Le PSG ne pourra plus dépenser à fonds perdus pour assouvir ses ambitions sportives. Mis en place en 2011 par l'UEFA, ce dispositif visant à améliorer la santé financière des clubs et à assurer l'équité sportive fait débat.
par Sasha Mitchell
publié le 19 mai 2014 à 10h49

Connue depuis quelques jours la sanction est officiellement tombée vendredi soir. Après plusieurs semaines de négociations, l'Union européenne des associations de football (UEFA) a puni le Paris-Saint-Germain pour non respect du fair-play financier, cette règle imaginée par Michel Platini pour mettre un terme à la course à l'armement financier. Mis au piquet, le club de la capitale ne pourra aligner que 21 joueurs en Ligue des champions – contre 25 pour ses concurrents — la saison prochaine et devra limiter sa masse salariale aux 230 millions d'euros actuels. Une amende de 60 millions d'euros, dont 20 fermes, est également prévue, ainsi que la restriction du déficit à 30 millions d'euros à la fin de la saison 2014-2015. Ailleurs en Europe, huit autres clubs dont Manchester City, le Zenith Saint-Petersbourg ou encore Galatasaray, ont été épinglés pour la même raison. A terme, les clubs de foot européens seront contraints par le règlement de ne dépenser que ce qu'ils gagnent. Déficit zéro – ou presque —, en somme. «Notre ambition de devenir l'une des marques globales de sport parmi les meilleures et les plus performantes n'est pas remise en cause par ces mesures», a réagi le président du PSG, Nasser al-Khelaïfi, reconnaissant cependant qu'elles constituaient «un réel handicap». Il les accepte néanmoins. Alors que certains estiment que les clubs sanctionnés pourraient être fondés à contester devant la justice européenne les principes du fair-play financier, dérogatoires au droit communément appliquée aux entreprises.

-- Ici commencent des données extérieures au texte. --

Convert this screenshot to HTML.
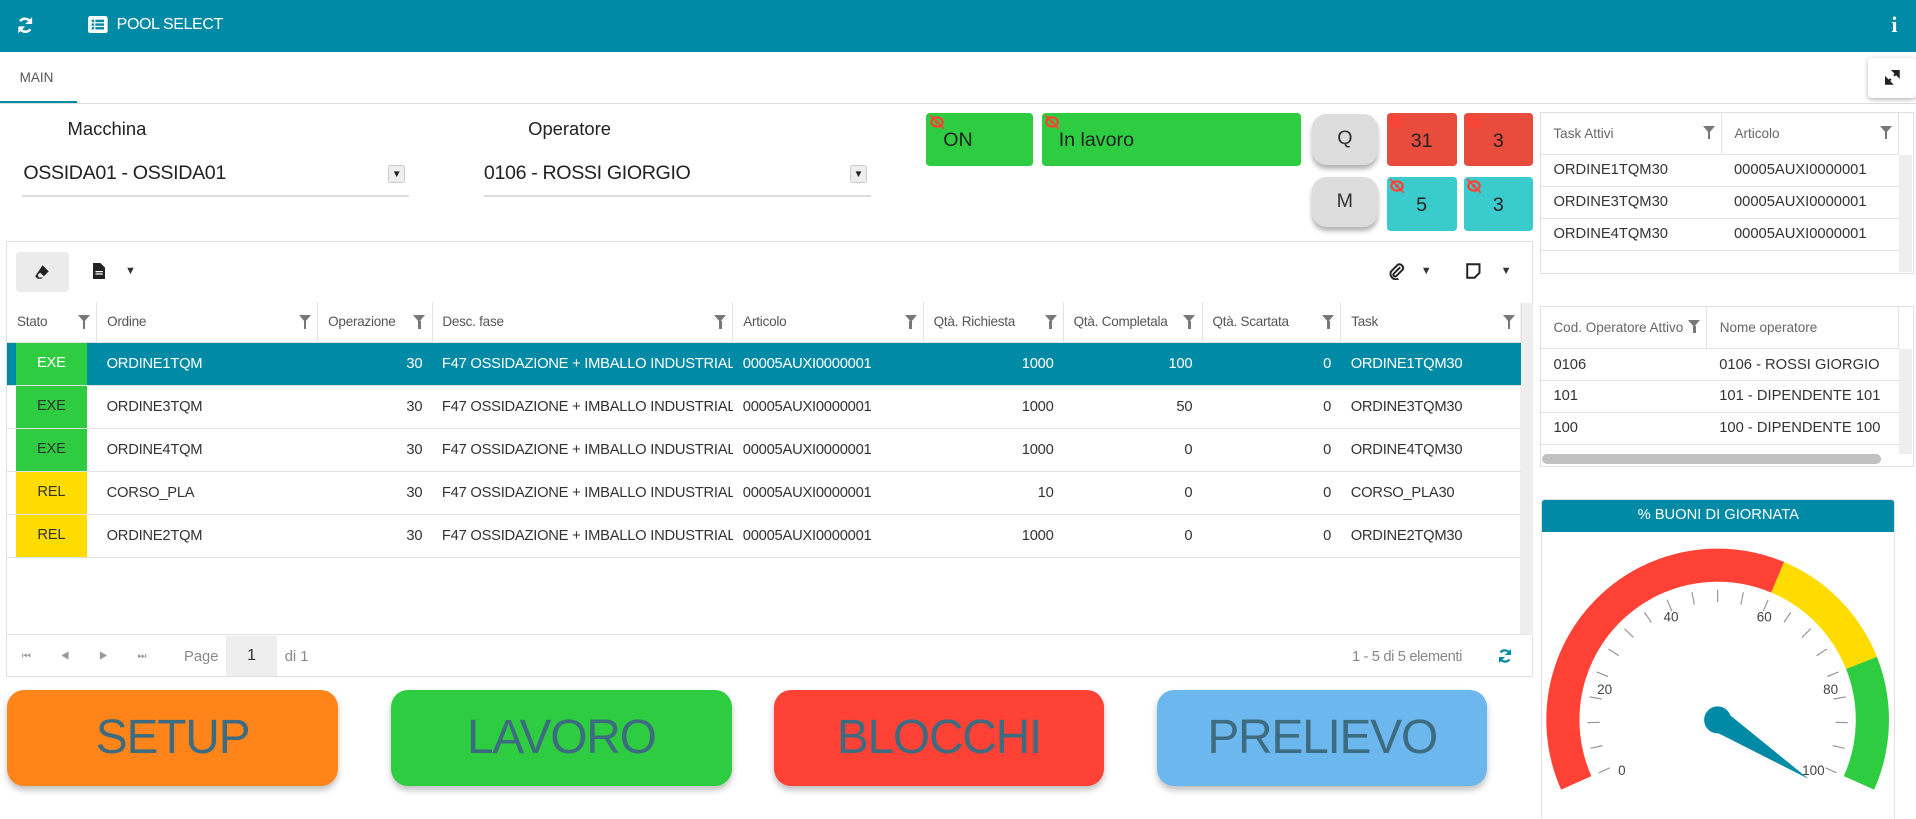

Ainsi, l'année dernière, l'avocat belge Jean-Louis Dupont a déposé une plainte devant la Commission européenne et le tribunal de première instance de Bruxelles au motif que le fair-play financier est contraire au droit européen. «Il crée les restrictions de concurrence suivantes : limitation des investissements, figement de la structure de concurrence existante, diminution du nombre de transferts, de leurs montants et du nombre de joueurs sous contrat par club, pression déflationniste sur le niveau de salaire des joueurs» déclarait-il le 5 mai au Parisien. Déjà à l'origine de l'arrêt Bosman de 1995 libéralisant le marché des transferts, l'avocat remet le couvert dans le monde du ballon rond.

«Si on limite les investissements, on limite la concurrence»

«Le fair-play financier est contestable et attaquable», confirme Michel Ponsard, juriste spécialisé en droit de la concurrence. Au vu de l'article 101 du traité de Lisbonne relatif aux pratiques restrictives et aux arrangements anticoncurrentiels, le mécanisme pourrait même très bien être considéré comme illégal. Imposer une limite au déficit, par exemple, revient à empêcher les clubs d'investir. «Si on limite les investissements, on limite de fait la concurrence» constate Michel Ponsard. Dans les sanctions, il est également prévu de restreindre l'accès au marché des joueurs −et donc des travailleurs−, comme ce sera le cas pour Paris cet été. Une mesure bel et bien anticoncurrentielle du point de vue strictement économique.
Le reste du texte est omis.